What you have to do: Quote the whole listing word for word. Do not include the pictures.

Material:
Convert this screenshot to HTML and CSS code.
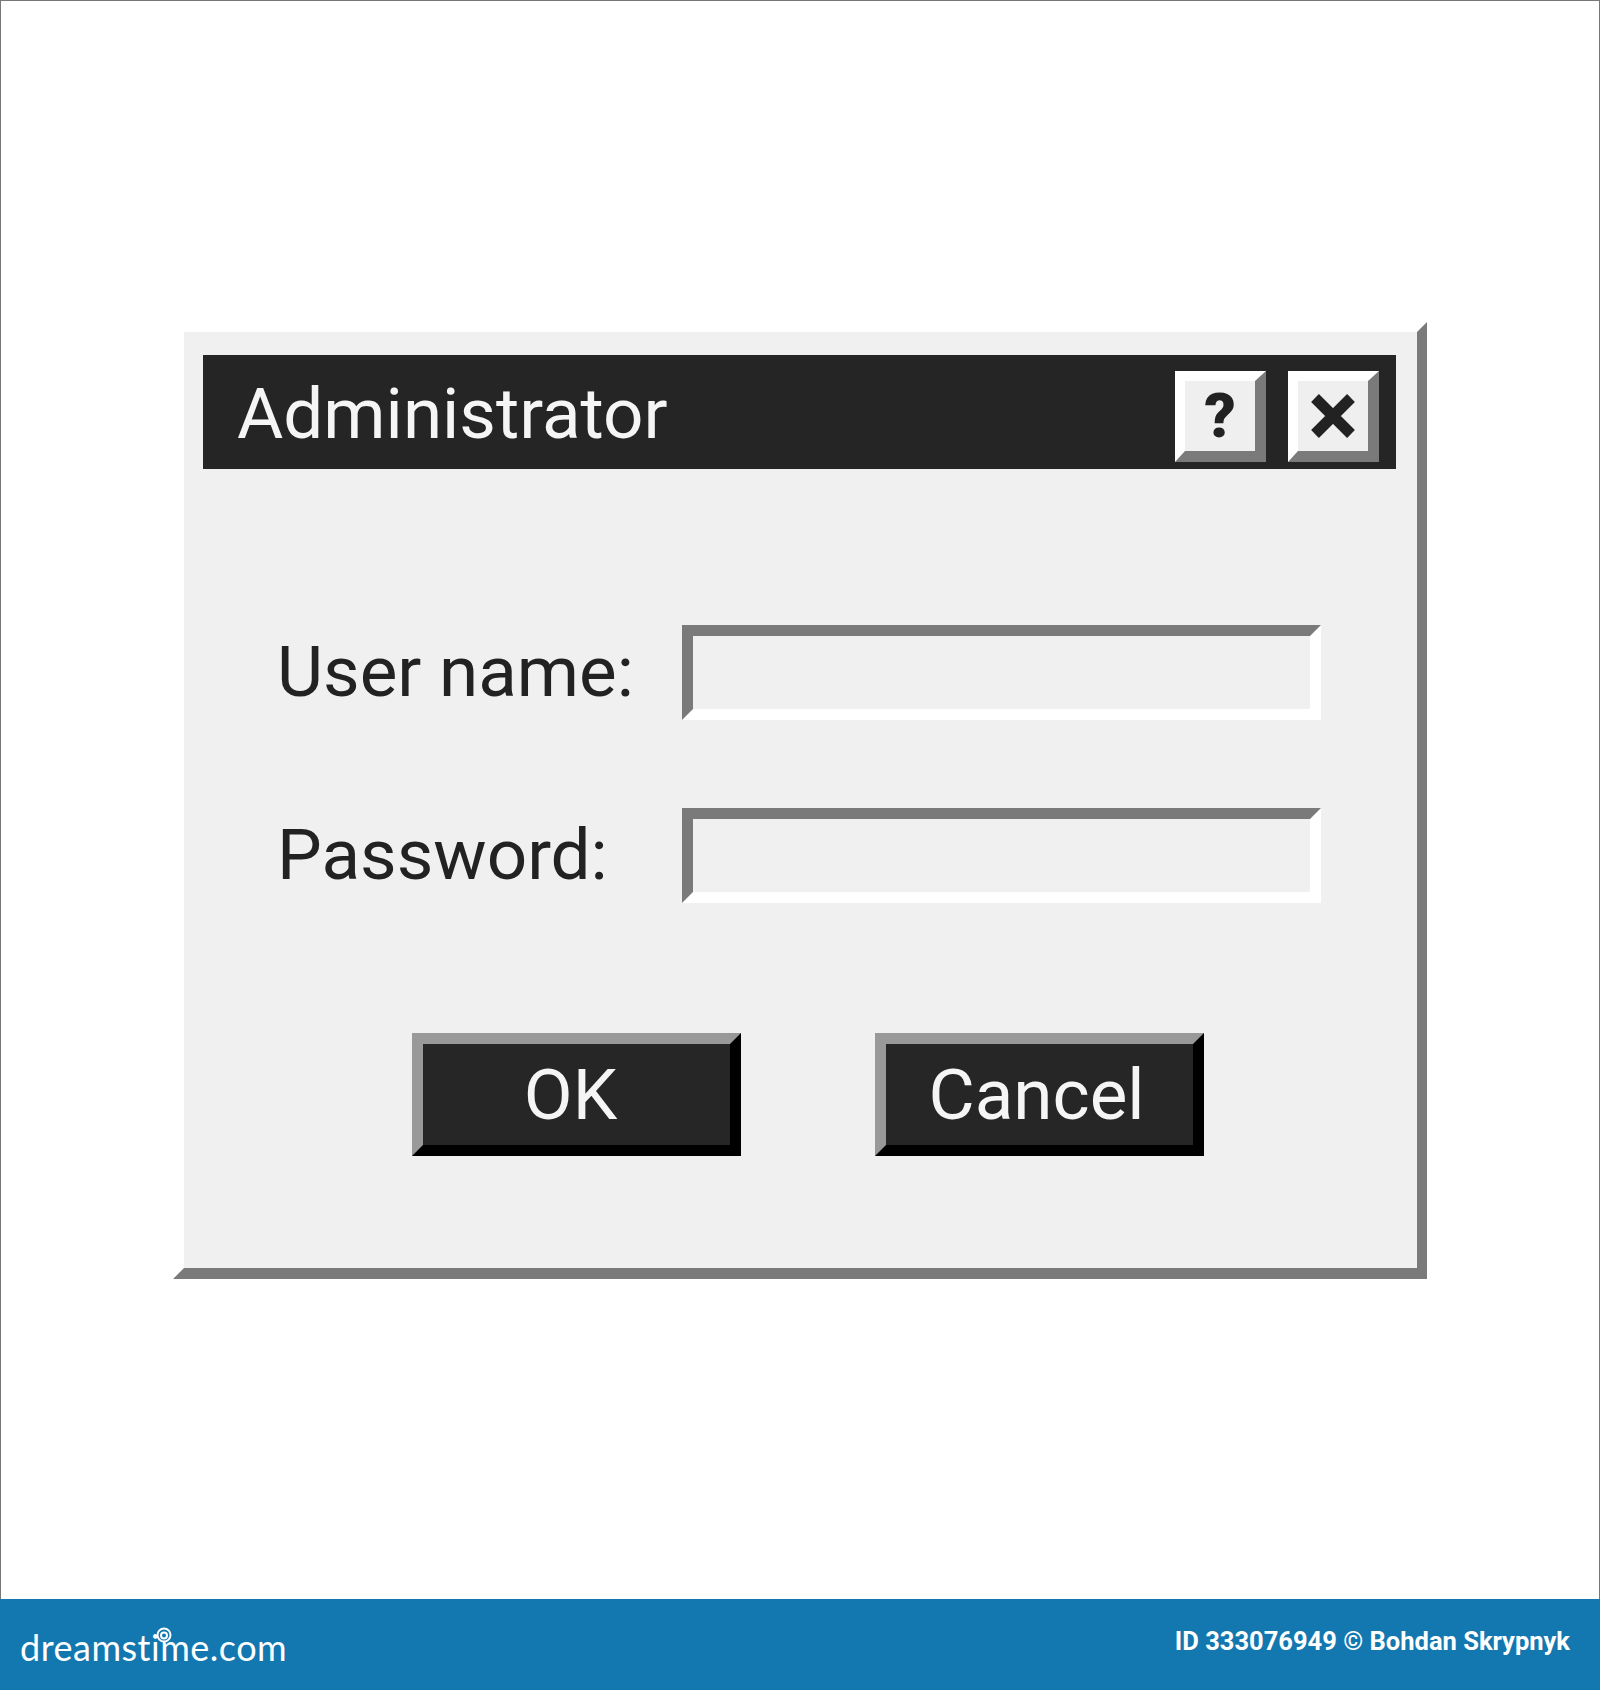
FILE: index.html
```html
<!DOCTYPE html>
<html lang="en">
<head>
  <meta charset="UTF-8">
  <title>Administrator</title>
  <link rel="stylesheet" href="styles.css">
</head>
<body>
  <div class="stage">
    <div class="dialog">
      <div class="titlebar">
        <span class="title">Administrator</span>
        <div class="title-buttons">
          <button class="tbtn help">?</button>
          <button class="tbtn close">
            <svg width="44" height="44" viewBox="0 0 44 44">
              <path d="M4 4 L40 40 M40 4 L4 40" stroke="#222" stroke-width="11" fill="none"/>
            </svg>
          </button>
        </div>
      </div>

      <div class="form">
        <label class="label">User name:</label>
        <div class="field"></div>
        <label class="label">Password:</label>
        <div class="field"></div>
      </div>

      <div class="actions">
        <button class="btn ok">OK</button>
        <button class="btn">Cancel</button>
      </div>
    </div>
  </div>

  <div class="footer">
    <span class="logo">dreamstime.com
      <svg class="spiral" width="16" height="16" viewBox="0 0 16 16">
        <circle cx="8" cy="8" r="6.5" stroke="#fff" stroke-width="2" fill="none"/>
        <circle cx="8" cy="8.5" r="3" stroke="#fff" stroke-width="2" fill="none"/>
      </svg>
    </span>
    <span class="credit">ID 333076949 © Bohdan Skrypnyk</span>
  </div>
</body>
</html>
```

FILE: styles.css
```css
body {
  margin: 0;
  font-family: Roboto, "Liberation Sans", sans-serif;
  background: #fff;
}
.stage {
  height: 1599px;
  box-sizing: border-box;
  border: 1px solid #777;
  border-bottom: none;
  padding-top: 321px;
  padding-left: 172px;
}
.dialog {
  width: 1254px;
  height: 957px;
  box-sizing: border-box;
  background: #f0f0f0;
  border-style: solid;
  border-width: 10px 10px 11px 11px;
  border-color: #fff #7a7a7a #7a7a7a #fff;
  padding: 23px 21px 0 19px;
  display: flex;
  flex-direction: column;
}
.dialog > * {
  flex-shrink: 0;
}
.titlebar {
  height: 114px;
  background: #252525;
  display: flex;
  justify-content: space-between;
  align-items: flex-start;
}
.title {
  color: #f5f5f5;
  font-size: 71px;
  line-height: 114px;
  padding-left: 34px;
  padding-top: 2px;
}
.title-buttons {
  display: flex;
  gap: 22px;
  padding-top: 16px;
  padding-right: 17px;
}
.tbtn {
  width: 91px;
  height: 91px;
  box-sizing: border-box;
  border-style: solid;
  border-width: 10px 11px 11px 10px;
  border-color: #fff #7a7a7a #7a7a7a #fff;
  background: #efefef;
  padding: 0;
  display: flex;
  align-items: center;
  justify-content: center;
  font-family: Roboto, "Liberation Sans", sans-serif;
}
.help {
  font-size: 62px;
  font-weight: 900;
  color: #222;
  line-height: 1;
}
.form {
  display: grid;
  grid-template-columns: 405px 639px;
  row-gap: 88px;
  align-items: center;
  margin-top: 156px;
  margin-left: 74px;
}
.label {
  font-size: 71px;
  color: #222;
  padding-bottom: 3px;
}
.field {
  height: 95px;
  box-sizing: border-box;
  border-style: solid;
  border-width: 11px;
  border-color: #7a7a7a #fff #fff #7a7a7a;
  background: #f0f0f0;
}
.actions {
  display: flex;
  gap: 134px;
  margin-top: 130px;
  margin-left: 209px;
}
.btn {
  width: 329px;
  height: 123px;
  box-sizing: border-box;
  border-style: solid;
  border-width: 11px;
  border-color: #999 #000 #000 #999;
  background: #262626;
  color: #f5f5f5;
  font-family: Roboto, "Liberation Sans", sans-serif;
  font-size: 71px;
  padding: 0 6px 0 0;
}
.btn.ok {
  padding-right: 12px;
}
.footer {
  height: 91px;
  background: #1377b0;
  color: #fff;
  display: flex;
  justify-content: space-between;
  padding: 0 30px 0 20px;
}
.logo {
  position: relative;
  font-family: Lato, sans-serif;
  font-size: 36px;
  padding-top: 26px;
  letter-spacing: 0.5px;
}
.spiral {
  position: absolute;
  left: 136px;
  top: 28px;
}
.credit {
  font-size: 25.5px;
  font-weight: 700;
  padding-top: 27px;
}
```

Exercise answer:
Convert this screenshot to HTML and CSS code.
FILE: index.html
```html
<!DOCTYPE html>
<html lang="en">
<head>
  <meta charset="UTF-8">
  <title>Administrator</title>
  <link rel="stylesheet" href="styles.css">
</head>
<body>
  <div class="stage">
    <div class="dialog">
      <div class="titlebar">
        <span class="title">Administrator</span>
        <div class="title-buttons">
          <button class="tbtn help">?</button>
          <button class="tbtn close">
            <svg width="44" height="44" viewBox="0 0 44 44">
              <path d="M4 4 L40 40 M40 4 L4 40" stroke="#222" stroke-width="11" fill="none"/>
            </svg>
          </button>
        </div>
      </div>

      <div class="form">
        <label class="label">User name:</label>
        <div class="field"></div>
        <label class="label">Password:</label>
        <div class="field"></div>
      </div>

      <div class="actions">
        <button class="btn ok">OK</button>
        <button class="btn">Cancel</button>
      </div>
    </div>
  </div>

  <div class="footer">
    <span class="logo">dreamstime.com
      <svg class="spiral" width="16" height="16" viewBox="0 0 16 16">
        <circle cx="8" cy="8" r="6.5" stroke="#fff" stroke-width="2" fill="none"/>
        <circle cx="8" cy="8.5" r="3" stroke="#fff" stroke-width="2" fill="none"/>
      </svg>
    </span>
    <span class="credit">ID 333076949 © Bohdan Skrypnyk</span>
  </div>
</body>
</html>
```

FILE: styles.css
```css
body {
  margin: 0;
  font-family: Roboto, "Liberation Sans", sans-serif;
  background: #fff;
}
.stage {
  height: 1599px;
  box-sizing: border-box;
  border: 1px solid #777;
  border-bottom: none;
  padding-top: 321px;
  padding-left: 172px;
}
.dialog {
  width: 1254px;
  height: 957px;
  box-sizing: border-box;
  background: #f0f0f0;
  border-style: solid;
  border-width: 10px 10px 11px 11px;
  border-color: #fff #7a7a7a #7a7a7a #fff;
  padding: 23px 21px 0 19px;
  display: flex;
  flex-direction: column;
}
.dialog > * {
  flex-shrink: 0;
}
.titlebar {
  height: 114px;
  background: #252525;
  display: flex;
  justify-content: space-between;
  align-items: flex-start;
}
.title {
  color: #f5f5f5;
  font-size: 71px;
  line-height: 114px;
  padding-left: 34px;
  padding-top: 2px;
}
.title-buttons {
  display: flex;
  gap: 22px;
  padding-top: 16px;
  padding-right: 17px;
}
.tbtn {
  width: 91px;
  height: 91px;
  box-sizing: border-box;
  border-style: solid;
  border-width: 10px 11px 11px 10px;
  border-color: #fff #7a7a7a #7a7a7a #fff;
  background: #efefef;
  padding: 0;
  display: flex;
  align-items: center;
  justify-content: center;
  font-family: Roboto, "Liberation Sans", sans-serif;
}
.help {
  font-size: 62px;
  font-weight: 900;
  color: #222;
  line-height: 1;
}
.form {
  display: grid;
  grid-template-columns: 405px 639px;
  row-gap: 88px;
  align-items: center;
  margin-top: 156px;
  margin-left: 74px;
}
.label {
  font-size: 71px;
  color: #222;
  padding-bottom: 3px;
}
.field {
  height: 95px;
  box-sizing: border-box;
  border-style: solid;
  border-width: 11px;
  border-color: #7a7a7a #fff #fff #7a7a7a;
  background: #f0f0f0;
}
.actions {
  display: flex;
  gap: 134px;
  margin-top: 130px;
  margin-left: 209px;
}
.btn {
  width: 329px;
  height: 123px;
  box-sizing: border-box;
  border-style: solid;
  border-width: 11px;
  border-color: #999 #000 #000 #999;
  background: #262626;
  color: #f5f5f5;
  font-family: Roboto, "Liberation Sans", sans-serif;
  font-size: 71px;
  padding: 0 6px 0 0;
}
.btn.ok {
  padding-right: 12px;
}
.footer {
  height: 91px;
  background: #1377b0;
  color: #fff;
  display: flex;
  justify-content: space-between;
  padding: 0 30px 0 20px;
}
.logo {
  position: relative;
  font-family: Lato, sans-serif;
  font-size: 36px;
  padding-top: 26px;
  letter-spacing: 0.5px;
}
.spiral {
  position: absolute;
  left: 136px;
  top: 28px;
}
.credit {
  font-size: 25.5px;
  font-weight: 700;
  padding-top: 27px;
}
```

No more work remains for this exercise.